Now, the first observation is that of course the first term, by definition,
vanishes on H, so it doesn't contribute to the sum:
    γ := ∑_h∈H f(h) = ∑_h∈H r(h)
More interestingly, the higher degree terms of r(x) do not contribute either!
That's because of the following fact:
    ∑_h∈H h^k = 0    for 0 < k < N
Why is this true? Well, H is a multiplicative subgroup, that is, it is generated by some
generator u∈𝔽 (the letter g is unfortunately already used):
    H = {   uⁱ   |   i∈{0..N-1}    }
Rewriting the sum, we get
    ∑_h∈H h^k    =    ∑_i=0^N-1 (uⁱ)^k    =     ∑_i=0^N-1 (u^k)ⁱ
but u∈H, hence also all its powers u^k too, are N-th roots of unity, whose powers
sum to zero (to have some intuition about this, imagine the complex plane instead of
finite fields: they just go around the unit circle symmetrically, and sum to zero because of this symmetry).
The only exception is when k is divisible by N=16 (which in our case
means k=0), in which case each term of the sum is u^N = 1, hence the final sum is just N
(but interpreted as a field element).
After this little detour, we can get back to our protocol! What we just convinced
ourselves about means that only the constant term of the remainder polynomial r(x)
actually contributes to the sum! So let's rewrite
    r(x) = c + x ⋅ g(x)
separating the constant term c and the rest. Now our equation looks like this:
    f(x) = h(x) ⋅ Z_H(x) + x ⋅ g(x) + c
and the sum is simply:
    γ    =    ∑_h∈H f(h)    =    ∑_h∈H ( h(x) ⋅ Z_H(x) + x ⋅ g(x) + c )    =    0 + 0 + N ⋅ c   =    N ⋅ c
In other words, c = γ/N. Now we are ready to put together the sum-check protocol:

the prover computes, using polynomial division, h(x) and g(x) as above
commits to these polynomials
then the verifier checks the equation f(x) = h(x) ⋅ Z_H(x) + x ⋅ g(x) + γ/N
by evaluating both sides at a random pont x_i∈𝔽 (this works because of the Schwartz–Zippel lemma)
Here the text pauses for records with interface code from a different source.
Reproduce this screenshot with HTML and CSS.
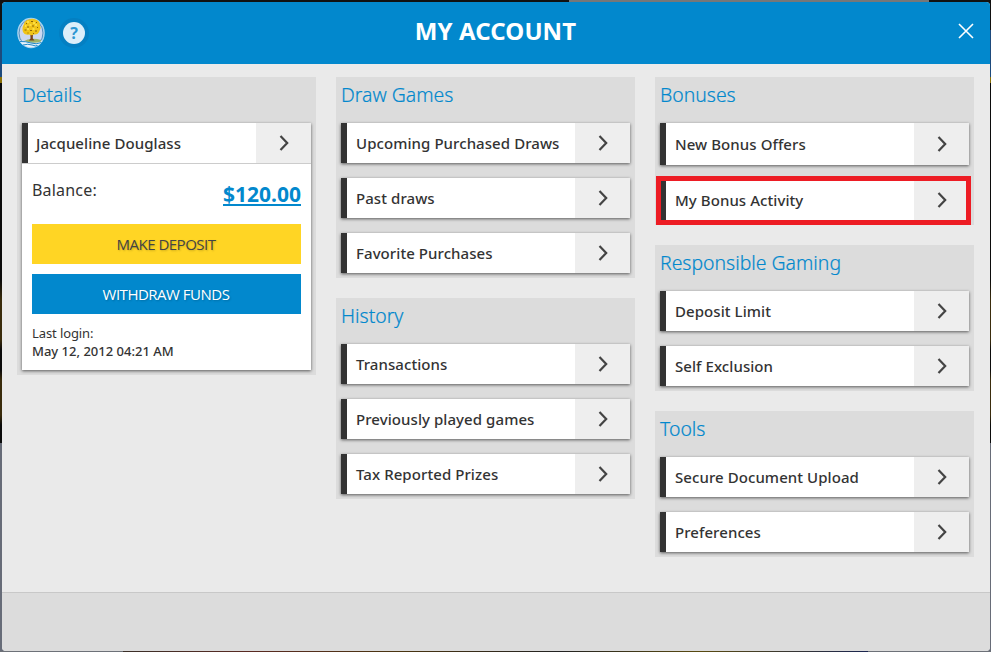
FILE: index.html
```
<!DOCTYPE html>
<html lang="en">
<head>
    <meta charset="UTF-8">
    <meta name="viewport" content="width=device-width, initial-scale=1.0">
    <title>My Account</title>
    <link rel="stylesheet" href="styles.css">
</head>
<body>
    <svg width="0" height="0" class="sprite">
        <symbol id="chevron" viewBox="0 0 10 16">
            <path d="M1.5 1 L8.2 8 L1.5 15" fill="none" stroke="#444" stroke-width="2.2"/>
        </symbol>
    </svg>

    <div class="modal">
        <!-- Header -->
        <header class="modal-header">
            <div class="header-left">
                <svg class="logo" width="28" height="32" viewBox="0 0 28 32">
                    <ellipse cx="14" cy="16" rx="13.2" ry="14.6" fill="#cbd8f0" stroke="#a5d3ee" stroke-width="1.2"/>
                    <ellipse cx="14" cy="16" rx="12" ry="13.4" fill="#cdd8f1" stroke="#1d6fa8" stroke-width="0.7"/>
                    <path d="M5 25 Q14 19.5 24 23 L23.5 26 L12 25.5 Z" fill="#9db36a"/>
                    <path d="M13.3 16 L16 16 L15.8 21.5 L17.5 23.5 L12 23.5 L13.5 21.5 Z" fill="#7a4218"/>
                    <path d="M7 7 Q7.5 3 12 2.5 Q15.5 1 19 2.8 Q23 4 23 8 Q24.5 11 22.5 14 Q21 18 17 17.5 Q14.5 19 12 17.5 Q7.5 18.5 6 15 Q4.5 11 7 7 Z" fill="#f0c419"/>
                    <path d="M9 6.5h1M14 4.5h2M19 5.5h1M10 10h2M15 9h2M20 10.5h1M7.5 13h2M13 13.5h2M18 14h2M10.5 16h1M16 16.5h1" stroke="#8a6508" stroke-width="1.2"/>
                    <path d="M10 5h2M16 6h2M8 9h1.5M12.5 8h2M18 8h2M10 12h2M15.5 12h2" stroke="#ffe650" stroke-width="1.4"/>
                    <path d="M2 23.5 Q8 24 13 25.5 T25.5 24 Q22 30 14 30.3 Q6 30 2 23.5 Z" fill="#e9f4fb"/>
                    <path d="M2.5 24.5 Q9 24.2 14 26 T24.5 25.5 M6 28 Q11 26.5 15 28 T20.5 28.5" fill="none" stroke="#1d87c8" stroke-width="1"/>
                </svg>
                <span class="help">?</span>
            </div>
            <h1>MY ACCOUNT</h1>
            <svg class="close" width="16" height="16" viewBox="0 0 16 16">
                <path d="M1 1 L15 15 M15 1 L1 15" stroke="#fff" stroke-width="1.6"/>
            </svg>
        </header>

        <main class="columns">
            <div class="column">
                <!-- Details -->
                <section class="panel">
                    <h2>Details</h2>
                    <div class="card">
                        <a class="item item-flat"><span>Jacqueline Douglass</span><i><svg><use href="#chevron"/></svg></i></a>
                        <div class="card-body">
                            <div class="balance">
                                <span>Balance:</span>
                                <a class="amount">$120.00</a>
                            </div>
                            <button class="btn btn-yellow">MAKE DEPOSIT</button>
                            <button class="btn btn-blue">WITHDRAW FUNDS</button>
                            <p class="login">Last login:<br><b>May 12, 2012 04:21 AM</b></p>
                        </div>
                    </div>
                </section>
            </div>

            <div class="column">
                <!-- Draw Games -->
                <section class="panel">
                    <h2>Draw Games</h2>
                    <div class="list">
                        <a class="item"><span>Upcoming Purchased Draws</span><i><svg><use href="#chevron"/></svg></i></a>
                        <a class="item"><span>Past draws</span><i><svg><use href="#chevron"/></svg></i></a>
                        <a class="item"><span>Favorite Purchases</span><i><svg><use href="#chevron"/></svg></i></a>
                    </div>
                </section>
                <!-- History -->
                <section class="panel">
                    <h2>History</h2>
                    <div class="list">
                        <a class="item"><span>Transactions</span><i><svg><use href="#chevron"/></svg></i></a>
                        <a class="item"><span>Previously played games</span><i><svg><use href="#chevron"/></svg></i></a>
                        <a class="item"><span>Tax Reported Prizes</span><i><svg><use href="#chevron"/></svg></i></a>
                    </div>
                </section>
            </div>

            <div class="column">
                <!-- Bonuses -->
                <section class="panel">
                    <h2>Bonuses</h2>
                    <div class="list">
                        <a class="item item-tall"><span>New Bonus Offers</span><i><svg><use href="#chevron"/></svg></i></a>
                        <a class="item item-marked"><span>My Bonus Activity</span><i><svg><use href="#chevron"/></svg></i></a>
                    </div>
                </section>
                <!-- Responsible Gaming -->
                <section class="panel">
                    <h2>Responsible Gaming</h2>
                    <div class="list">
                        <a class="item"><span>Deposit Limit</span><i><svg><use href="#chevron"/></svg></i></a>
                        <a class="item"><span>Self Exclusion</span><i><svg><use href="#chevron"/></svg></i></a>
                    </div>
                </section>
                <!-- Tools -->
                <section class="panel">
                    <h2>Tools</h2>
                    <div class="list">
                        <a class="item"><span>Secure Document Upload</span><i><svg><use href="#chevron"/></svg></i></a>
                        <a class="item"><span>Preferences</span><i><svg><use href="#chevron"/></svg></i></a>
                    </div>
                </section>
            </div>
        </main>

        <footer class="modal-footer"></footer>
    </div>
</body>
</html>
```
FILE: styles.css
```
* {
    box-sizing: border-box;
}
body {
    margin: 0;
    height: 652px;
    padding: 2px 1px 1px 2px;
    overflow: hidden;
    font-family: "Noto Sans", "Open Sans", sans-serif;
    color: #333;
    /* dimmed page behind the dialog */
    background:
        linear-gradient(90deg, transparent 569px, #777 569px, #777 929px, transparent 929px) 0 0 / 100% 2px no-repeat,
        linear-gradient(90deg, #6d7178 0, #6d7178 123px, #3a2f28 123px, #5a2a22 250px, #4a3410 400px, #222 560px, #5a4a10 700px, #1a2550 868px, #6d7178 868px) 0 100% / 100% 1px no-repeat,
        linear-gradient(#111 0, #111 30px, #1d4a7c 30px, #1d4a7c 77px, #8a7008 77px, #8a7008 83px, #0b0b0b 83px, #0b0b0b 280px, #3a2c0c 300px, #3a2c0c 340px, #0b0b0b 350px, #0b0b0b 370px, #3a2c0c 380px, #3a2c0c 415px, #0b0b0b 425px, #0b0b0b 443px, #676c78 443px);
}
.sprite {
    display: none;
}
.modal {
    height: 649px;
    display: flex;
    flex-direction: column;
    border-radius: 4px;
    overflow: hidden;
    background-color: #eaeaea;
}
.modal-header {
    height: 62px;
    flex: none;
    display: grid;
    grid-template-columns: 1fr auto 1fr;
    align-items: center;
    padding: 0 16px 0 15px;
    background-color: #0288cd;
}
.header-left {
    display: flex;
    align-items: center;
    gap: 18px;
}
.help {
    width: 22px;
    height: 22px;
    border-radius: 50%;
    background-color: #dceefa;
    box-shadow: 0 0 0 4px #047fc2;
    color: #2d97d3;
    font-size: 16px;
    font-weight: bold;
    line-height: 22px;
    text-align: center;
}
h1 {
    margin: 0;
    padding-bottom: 4px;
    color: #fff;
    font-size: 24px;
    font-weight: bold;
    line-height: 56px;
    letter-spacing: 0.1px;
}
.close {
    justify-self: end;
    margin-bottom: 4px;
}
.columns {
    flex: 1;
    display: grid;
    grid-template-columns: 299px 299px 319px;
    gap: 20px;
    align-items: start;
    padding: 13px 15px;
}
.column {
    display: flex;
    flex-direction: column;
    gap: 20px;
}
.panel {
    padding: 0 5px 5px;
    background-color: #dcdcdc;
}
h2 {
    margin: 0;
    height: 46px;
    color: #0288cd;
    font-size: 19.4px;
    font-weight: 300;
    line-height: 36px;
    -webkit-text-stroke: 0.2px #0288cd;
}
.list {
    display: flex;
    flex-direction: column;
    gap: 15px;
}
.item {
    height: 40px;
    display: flex;
    align-items: stretch;
    border-left: 6px solid #333;
    background-color: #fff;
    box-shadow: 0 1px 3px rgba(0, 0, 0, 0.6);
    font-size: 15px;
    font-weight: 500;
    letter-spacing: 0.07px;
}
.item span {
    flex: 1;
    display: flex;
    align-items: center;
    padding-left: 9px;
}
.item i {
    width: 55px;
    display: flex;
    align-items: center;
    justify-content: center;
    padding-left: 1px;
    background-color: #eee;
}
.item svg {
    width: 10px;
    height: 16px;
}
.item-tall {
    height: 42px;
}
.item-flat {
    box-shadow: none;
}
.item-flat span {
    padding-left: 8px;
}
.item-marked {
    position: relative;
    box-shadow: none;
}
.item-marked::after {
    content: "";
    position: absolute;
    inset: -4px -2px -5px -10px;
    border: 5px solid #ed1c24;
}
.card {
    background-color: #fff;
    box-shadow: 0 1px 3px rgba(0, 0, 0, 0.6);
}
.card-body {
    height: 207px;
    padding: 0 10px;
    border-top: 1px solid #ccc;
}
.balance {
    height: 60px;
    display: flex;
    justify-content: space-between;
    align-items: flex-start;
    font-size: 16px;
    line-height: 52px;
    letter-spacing: 0.2px;
}
.amount {
    color: #0288cd;
    font-size: 21px;
    font-weight: bold;
    line-height: 60px;
    letter-spacing: 0;
    text-decoration: underline;
}
.btn {
    display: block;
    width: 100%;
    height: 40px;
    margin: 0 0 10px;
    padding: 0 1px 1px 0;
    border: none;
    font-family: "Open Sans", sans-serif;
    font-size: 15px;
    letter-spacing: -0.5px;
    text-shadow: 1px 1px 2px rgba(0, 0, 0, 0.2);
}
.btn-yellow {
    background-color: #ffd524;
    color: #444;
}
.btn-blue {
    background-color: #0288cd;
    color: #fff;
}
.login {
    margin: 0;
    font-size: 13px;
    line-height: 18px;
    letter-spacing: -0.1px;
}
.login b {
    font-weight: 500;
    letter-spacing: 0;
}
.modal-footer {
    height: 59px;
    flex: none;
    border-top: 1px solid #c8c8c8;
    background-color: #dcdcdc;
}
```
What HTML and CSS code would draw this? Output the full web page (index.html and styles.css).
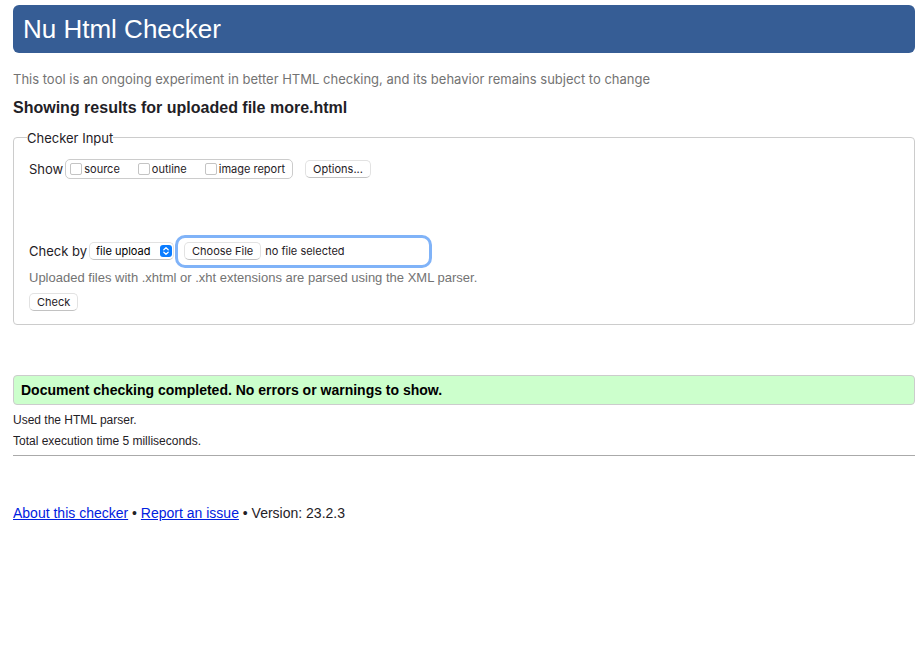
FILE: index.html
```html
<!DOCTYPE html>
<html lang="en">
<head>
<meta charset="utf-8">
<title>Showing results for uploaded file more.html</title>
<link rel="stylesheet" href="styles.css">
</head>
<body>
<header class="banner"><h1>Nu Html Checker</h1></header>
<main>
  <p class="intro">This tool is an ongoing experiment in better HTML checking, and its behavior remains subject to change</p>
  <h2 class="subject">Showing results for uploaded file more.html</h2>
  <form>
    <fieldset class="panel">
      <legend>Checker Input</legend>
      <div class="row show-row">
        <span class="row-label">Show</span>
        <div class="checks">
          <label><input type="checkbox" name="source">source</label>
          <label><input type="checkbox" name="outline">outline</label>
          <label><input type="checkbox" name="image">image report</label>
        </div>
        <button type="button" class="button options">Options...</button>
      </div>
      <div class="row input-row">
        <label class="row-label" for="method">Check by</label>
        <div class="select">
          <select id="method">
            <option>file upload</option>
            <option>address</option>
            <option>text input</option>
          </select>
          <svg viewBox="0 0 12 12" aria-hidden="true"><rect width="12" height="12" rx="3" fill="#0a7cff"/><path d="M3.8 4.8 6 2.7l2.2 2.1M3.8 7.2 6 9.3l2.2-2.1" fill="none" stroke="#fff" stroke-width="1.2" stroke-linecap="round" stroke-linejoin="round"/></svg>
        </div>
        <label class="file">
          <span class="button">Choose File</span>
          <span>no file selected</span>
          <input type="file" name="file">
        </label>
      </div>
      <p class="hint">Uploaded files with .xhtml or .xht extensions are parsed using the XML parser.</p>
      <button type="button" class="button">Check</button>
    </fieldset>
  </form>
  <p class="success">Document checking completed. No errors or warnings to show.</p>
  <div class="details">
    <p>Used the HTML parser.</p>
    <p>Total execution time 5 milliseconds.</p>
  </div>
</main>
<hr>
<footer><a href="#about">About this checker</a> • <a href="#issue">Report an issue</a> • Version: 23.2.3</footer>
</body>
</html>
```
FILE: styles.css
```css
* { box-sizing: border-box; }
body {
  margin: 5px 6px 0 13px;
  background: #fff;
  color: #1f2126;
  font: 14px/20px "Liberation Sans", Arial, sans-serif;
}
h1, h2, p { margin: 0; }
.banner {
  padding: 8px 10px;
  border-radius: 6px;
  background: #365d95;
  color: #fff;
}
.banner h1 { font-size: 26px; font-weight: 400; line-height: 32px; }
.intro {
  margin-top: 16px;
  color: #737373;
  font: 13px/20px Inter, sans-serif;
}
.subject { margin-top: 9px; font-size: 16px; line-height: 20px; }
.panel {
  margin: 11px 0 0;
  padding: 12px 15px 13px;
  border: 1px solid #ccc;
  border-radius: 4px;
  min-width: 0;
}
.panel legend { margin-left: -2px; padding: 2px 0 0; font: 13px/14px Inter, sans-serif; }
.row { display: flex; align-items: center; gap: 2px; font: 11px/16px Inter, sans-serif; }
.row-label { font-size: 13px; }
.show-row { height: 24px; }
.checks {
  display: flex;
  gap: 18px;
  height: 20px;
  align-items: center;
  padding: 0 7px 0 4px;
  border: 1px solid #ccc;
  border-radius: 5px;
}
.checks label { display: flex; align-items: center; gap: 2px; }
.checks input {
  appearance: none;
  width: 12px;
  height: 12px;
  margin: 0;
  border: 1px solid #c4c4c4;
  border-radius: 2px;
  background: #fff;
}
.checks input:checked { background: #0a7cff; }
.button {
  height: 18px;
  padding: 0 7px;
  border: 1px solid #e2e2e2;
  border-bottom-color: #c2c2c2;
  border-radius: 5px;
  background: #fff;
  color: #1f2126;
  font: 11px/16px Inter, sans-serif;
}
.options { margin-left: 10px; }
.input-row { margin-top: 53px; height: 34px; }
.select { position: relative; }
.select select {
  display: block;
  appearance: none;
  width: 85px;
  height: 18px;
  padding: 0 6px;
  border: 1px solid #e2e2e2;
  border-bottom-color: #c2c2c2;
  border-radius: 5px;
  background: #fff;
  color: #000;
  font: 11px/16px Inter, sans-serif;
}
.select svg { position: absolute; top: 3px; right: 2px; width: 12px; height: 12px; pointer-events: none; }
.file {
  position: relative;
  display: flex;
  align-items: center;
  gap: 4px;
  width: 257px;
  height: 33px;
  margin-left: -1px;
  padding: 0 6px;
  border: 3px solid #80b3f8;
  border-radius: 10px;
}
.file input { position: absolute; inset: 0; width: 100%; height: 100%; opacity: 0; }
.hint { margin: 0 0 3px; color: #737373; font-size: 13px; line-height: 20px; }
.success {
  margin-top: 50px;
  padding: 4px 7px;
  border: 1px solid #ccc;
  border-radius: 4px;
  background: #cfc;
  color: #000;
  font-weight: 700;
}
.details {
  display: grid;
  gap: 5px;
  margin-top: 7px;
  font-size: 12px;
  line-height: 16px;
}
hr { margin: 6px 0 0; border: 0; border-top: 1px solid #aaa; }
footer { margin-top: 47px; }
a { color: #0020e0; }
```
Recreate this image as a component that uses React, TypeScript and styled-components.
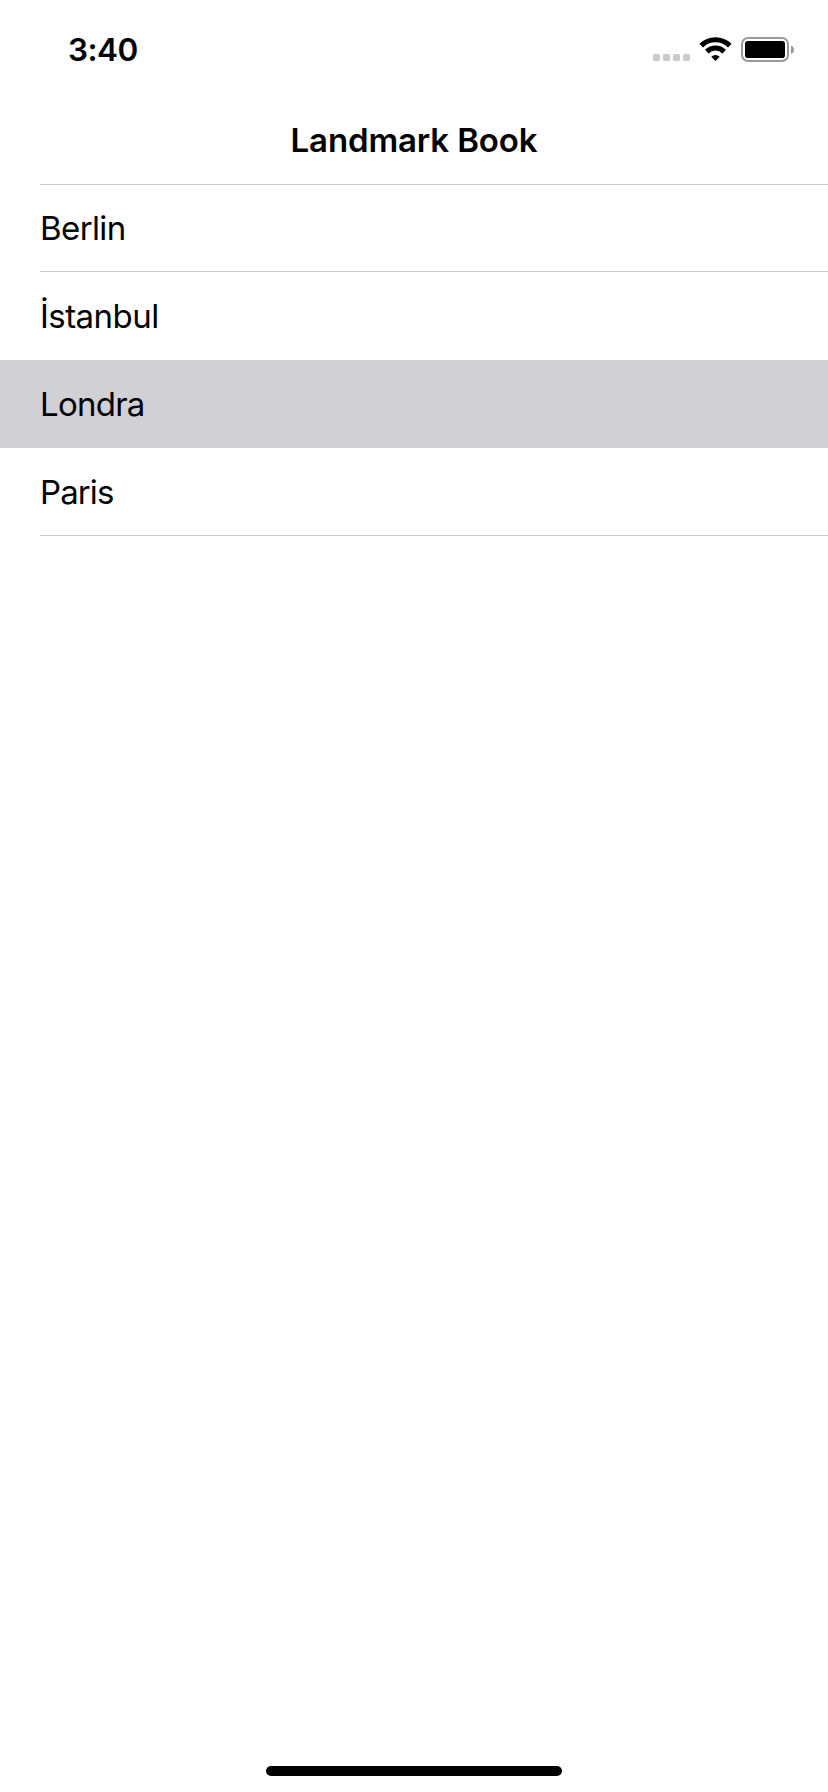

Looking at the verifier source code, it implements almost exactly this, but there is
also an additional polynomial s(x), and the equation is modified to
    f(x) + s(x) = h(x) ⋅ Z_H(x) + x ⋅ g(x) + γ/N
Cheating using the masking polynomial

The problem description vaguely hints that we should keep the actual sum
secret, or else bad things may happen in real life. Presumably the role
of the extra polynomial s(x) is to hide information; it's even referred
(implicitly) as the "masking polynomial" in the problem description.
However, there is actually no check whatsoever about s(x) in the code!
In fact, the only check apart from the above equation is a degree bound
check on g(x):
     deg(g) ≤ N - 2
This is a strong hint that we can abuse s(x) to cheat, and indeed we can!
The first idea to simply cancel out the real sum γ_real
by defining s(x) to be the constant polynomial:
     s(x) := - γ_real / N
However, with this definition, the verifier can deduce the actual sum, as it
evaluates s(x_i) = -γ_real/N. So this does not
yet fully satisfy the puzzle description.
No worries though, we can choose s(x) to be whatever we want, as there are
absolutely no extra checks about it in the verifier! For example we can
just add some random higher-order terms, masking this information:
     s(x) := - γ_real / N + x ⋅ t(x)
     t(x) := ∑_i=0^N-2 (t_i ⋅ xⁱ)
where t_i∈𝔽 are random field elements.
Of course we have to fix the equation too, but that's easy: just roll the freshly
introduced "error terms" into g(x) on the right side, too:
    g'(x) := g(x) + t(x)
Now the equation looks like this:
    f(x) + s(x)    =   f(x) - γ_real / N + x ⋅ t(x)   =   h(x) ⋅ Z_H(x) + x ⋅ ( g(x) + t(x) ) + γ_fake / N
with γ_fake = 0 in our case (but we could fake any other sum, too). Cancelling out t(x) from the two sides,
and moving γ_real to the other side, we get back the original equation, that is, we were able to cheat:
    f(x) =   h(x) ⋅ Z_H(x) + x ⋅ g(x) + γ_real / N
We could also introduce even higher order masking terms, and carefully roll them into h(x),
but unless s(x) is evaluated at as many points as the size of domain N, this
should be enough to hide the information. The problem description hints at s(x) being
evaluated twice (as part of a larger of a larger, unspecified protocol), hence
this is already more than enough.
Corrected ZK protocol

After solving the problem, one wonders how the correct protocol with
masking polynomial would look like? Well, it is very easy to eliminate the above
cheat: Just ensure that the constant term of s(x) is zero. The simplest way
to do this is to modify the verifier's equation to
    f(x) + x ⋅ s'(x) = h(x) ⋅ Z_H(x) + x ⋅ g(x) + γ/N
where s'(x) is the new, "corrected" masking polynomial (replacing the old s). We should also check the degree bounds:

deg(g) ≤ N - 2
deg(s') ≤ N - 2
deg(h) ≤ deg(f) - N

Note that if for example s'(x) would have a nonzero term of degree N-1, then
after the multiplication by x it would become a term of degree N, which would contribute a
nonzero amount to the sum, again enabling the prover to cheat! This is also the reason
why we need all this division by Z_H business in the first place.